In general, the boxes for these two companies are well understood. You might argue (and I certainly would) that their future successes will be determined by execution rather than big positioning considerations. Because they are already so successful, neither faces competitors that can beat them head-to-head, but both face smaller attacks from a multitude of more tightly focused niche competitors. In addition, these two boxes are particularly well maintained and remain flexible as the two companies continue to live with the questions that surround them as they move forward. Both are also served by an agency that simply understands their boxes and how to make lots of noise at the edges. In fact, the agency for both companies is Wieden-Kennedy.

That leads me to another point: there are noisy boxes and quiet boxes. In other words, there are noisy strategies and quiet strategies.

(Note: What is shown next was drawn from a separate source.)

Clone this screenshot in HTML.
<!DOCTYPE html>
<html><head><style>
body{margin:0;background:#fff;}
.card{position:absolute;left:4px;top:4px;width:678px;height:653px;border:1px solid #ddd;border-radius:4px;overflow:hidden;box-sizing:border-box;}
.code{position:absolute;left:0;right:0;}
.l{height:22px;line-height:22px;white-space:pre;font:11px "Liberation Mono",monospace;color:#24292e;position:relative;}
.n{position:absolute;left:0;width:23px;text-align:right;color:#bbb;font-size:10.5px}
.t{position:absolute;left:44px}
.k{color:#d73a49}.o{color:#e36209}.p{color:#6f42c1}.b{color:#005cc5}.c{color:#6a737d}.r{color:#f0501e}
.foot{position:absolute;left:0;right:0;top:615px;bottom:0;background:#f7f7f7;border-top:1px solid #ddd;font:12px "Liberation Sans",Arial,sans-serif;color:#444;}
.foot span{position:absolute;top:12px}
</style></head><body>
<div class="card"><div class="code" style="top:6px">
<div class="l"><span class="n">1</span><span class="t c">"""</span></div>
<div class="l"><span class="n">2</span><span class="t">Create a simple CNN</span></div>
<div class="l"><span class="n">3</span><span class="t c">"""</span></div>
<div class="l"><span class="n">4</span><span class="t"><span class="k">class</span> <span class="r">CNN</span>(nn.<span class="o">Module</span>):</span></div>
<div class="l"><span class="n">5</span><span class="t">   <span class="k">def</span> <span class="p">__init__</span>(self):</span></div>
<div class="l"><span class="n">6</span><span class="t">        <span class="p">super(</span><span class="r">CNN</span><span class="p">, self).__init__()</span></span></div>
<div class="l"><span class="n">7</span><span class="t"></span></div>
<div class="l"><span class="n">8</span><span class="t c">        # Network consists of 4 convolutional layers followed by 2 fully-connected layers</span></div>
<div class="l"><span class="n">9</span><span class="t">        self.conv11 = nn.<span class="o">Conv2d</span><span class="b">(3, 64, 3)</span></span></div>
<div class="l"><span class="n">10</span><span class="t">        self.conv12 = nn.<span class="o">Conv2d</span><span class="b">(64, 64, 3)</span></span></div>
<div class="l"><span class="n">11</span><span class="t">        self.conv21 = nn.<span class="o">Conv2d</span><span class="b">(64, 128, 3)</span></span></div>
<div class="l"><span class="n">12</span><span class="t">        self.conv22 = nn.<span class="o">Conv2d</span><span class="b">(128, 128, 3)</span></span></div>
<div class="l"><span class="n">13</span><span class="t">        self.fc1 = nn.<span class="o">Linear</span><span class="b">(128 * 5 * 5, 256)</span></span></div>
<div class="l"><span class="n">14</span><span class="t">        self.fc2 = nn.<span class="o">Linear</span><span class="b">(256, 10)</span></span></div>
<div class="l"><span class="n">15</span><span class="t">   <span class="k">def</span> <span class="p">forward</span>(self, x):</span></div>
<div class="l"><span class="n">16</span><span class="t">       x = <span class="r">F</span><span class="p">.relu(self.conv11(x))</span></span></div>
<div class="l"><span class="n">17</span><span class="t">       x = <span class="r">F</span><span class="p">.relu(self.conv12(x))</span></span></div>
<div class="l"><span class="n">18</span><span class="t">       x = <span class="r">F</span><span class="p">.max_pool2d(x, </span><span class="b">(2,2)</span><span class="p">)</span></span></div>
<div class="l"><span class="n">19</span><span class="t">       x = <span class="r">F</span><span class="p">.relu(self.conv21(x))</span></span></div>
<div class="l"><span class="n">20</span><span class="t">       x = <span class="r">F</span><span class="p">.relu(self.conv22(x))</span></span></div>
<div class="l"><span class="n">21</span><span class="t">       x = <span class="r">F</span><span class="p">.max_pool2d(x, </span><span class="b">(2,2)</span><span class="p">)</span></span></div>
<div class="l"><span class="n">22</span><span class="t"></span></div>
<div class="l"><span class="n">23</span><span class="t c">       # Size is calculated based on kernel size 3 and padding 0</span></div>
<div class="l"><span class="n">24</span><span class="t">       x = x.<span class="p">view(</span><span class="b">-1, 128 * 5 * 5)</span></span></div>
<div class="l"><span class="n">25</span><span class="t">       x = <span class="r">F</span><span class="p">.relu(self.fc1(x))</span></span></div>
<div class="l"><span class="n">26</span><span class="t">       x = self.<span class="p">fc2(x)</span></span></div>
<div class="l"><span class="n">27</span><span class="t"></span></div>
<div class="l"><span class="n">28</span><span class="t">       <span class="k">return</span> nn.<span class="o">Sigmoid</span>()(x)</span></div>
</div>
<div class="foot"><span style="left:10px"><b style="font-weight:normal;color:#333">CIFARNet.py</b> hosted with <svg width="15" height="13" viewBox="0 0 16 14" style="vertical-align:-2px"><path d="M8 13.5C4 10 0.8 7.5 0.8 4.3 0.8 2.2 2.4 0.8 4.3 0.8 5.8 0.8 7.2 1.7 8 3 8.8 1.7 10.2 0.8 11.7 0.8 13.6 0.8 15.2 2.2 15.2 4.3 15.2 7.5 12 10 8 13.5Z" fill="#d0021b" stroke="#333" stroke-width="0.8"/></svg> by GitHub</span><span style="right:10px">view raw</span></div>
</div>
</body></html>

Noisy strategies grow out of positioning that is inherently provocative. Positioning that contains a point of view, an attitude, and an edge. You could write a provocative white paper based on a noisy strategy. Think of the Dove "Real Beauty" strategy, built by the Dove brand team working with Sterling Brands, then brilliantly executed by Ogilvy & Mather. In a marketplace filled with thin, beautiful models, Dove dared to use real women to talk to real women. They told us that real beauty comes from within. At about the same time, and also within Unilever, a very different group of rebels was creating a very, very loud strategy for Axe.

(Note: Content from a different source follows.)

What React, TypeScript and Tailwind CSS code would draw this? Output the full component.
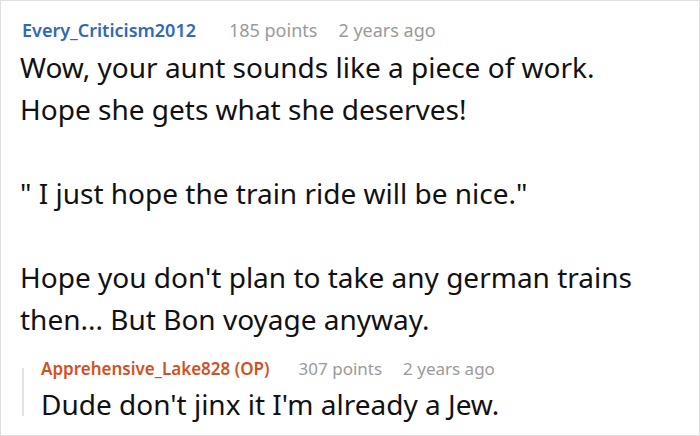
const body = "font-['Noto_Sans',sans-serif]";

export default function App() {
  return (
    <div className={`w-[700px] h-[436px] overflow-hidden bg-white border border-[#e0e0e0] ${body}`}>
      <div className="pl-[19px] pt-[16px]">
        {/* comment header */}
        <div className="flex items-baseline h-[26px] leading-[26px] text-[18px]">
          <span className="font-semibold text-[#3168b9] ml-[2px]">Every_Criticism2012</span>
          <span className="text-[#9a9a9a] ml-[33px]">185 points</span>
          <span className="text-[#9a9a9a] ml-[21px]">2 years ago</span>
        </div>
        {/* comment body */}
        <div className="mt-[3px] text-[28px] leading-[42px] text-[#111]">
          <p>Wow, your aunt sounds like a piece of work.</p>
          <p>Hope she gets what she deserves!</p>
          <p className="h-[42px]"></p>
          <p>" I just hope the train ride will be nice."</p>
          <p className="h-[42px]"></p>
          <p>Hope you don't plan to take any german trains</p>
          <p>then... But Bon voyage anyway.</p>
        </div>
        {/* reply */}
        <div className="flex mt-[16px] ml-[2px]">
          <div className="w-[2px] bg-[#e2e2e2] mt-[12px] mb-[9px]"></div>
          <div className="ml-[17px]">
            <div className="flex items-baseline h-[26px] leading-[26px] text-[17px]">
              <span className="font-semibold text-[#d5501f]">Apprehensive_Lake828 (OP)</span>
              <span className="text-[#9a9a9a] ml-[29px]">307 points</span>
              <span className="text-[#9a9a9a] ml-[21px]">2 years ago</span>
            </div>
            <p className="mt-[1px] text-[28px] leading-[42px] text-[#111]">Dude don't jinx it I'm already a Jew.</p>
          </div>
        </div>
      </div>
    </div>
  );
}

On the other hand, quiet strategies don't make you think. They don't provoke. They don't inspire. And therefore, they don't get noticed. Quiet strategies place the entire onus on execution.

The volume of a strategy isn't about how loud the stimulus is, it's about how loud the marketplace responds to your marketing strategy. Sometimes the noisiest strategy is to be quiet. You gain attention precisely because everyone else is yelling so loudly. When you are confident that you have something really important to say, you might actually get more attention by whispering. In a beer market filled with action and noise, Corona slowed everything down and quietly took us to the beach.

Many marketers don't seem to want to be strategically loud. They don't want to become famous, and I'm not sure why. They may lack the ability to pull back and objectively assess the "volume" of their strategy. Maybe "loud" just isn't the way to go within their company. Perhaps their reticence stems from the fact that the creation of a noisy strategic box is a very real intellectual and creative challenge.

Part of the trick is being ruthlessly honest with yourself. The other is truly understanding how hard it is to get noticed by busy, usually uninterested people. Is the basic idea around which the strategy is built compelling? Does it have creative energy? It's only a great strategy if it makes for great tactics, so test the strategy by developing a set of tactical applications. Was it easy? Was it a fun exercise? Were lots of options created by the team? If the answers are yes, yes and yes, you might just be ready to make some noise. If it was a real struggle to create those noisy tactical applications, consider going back to your box and turning up the volume.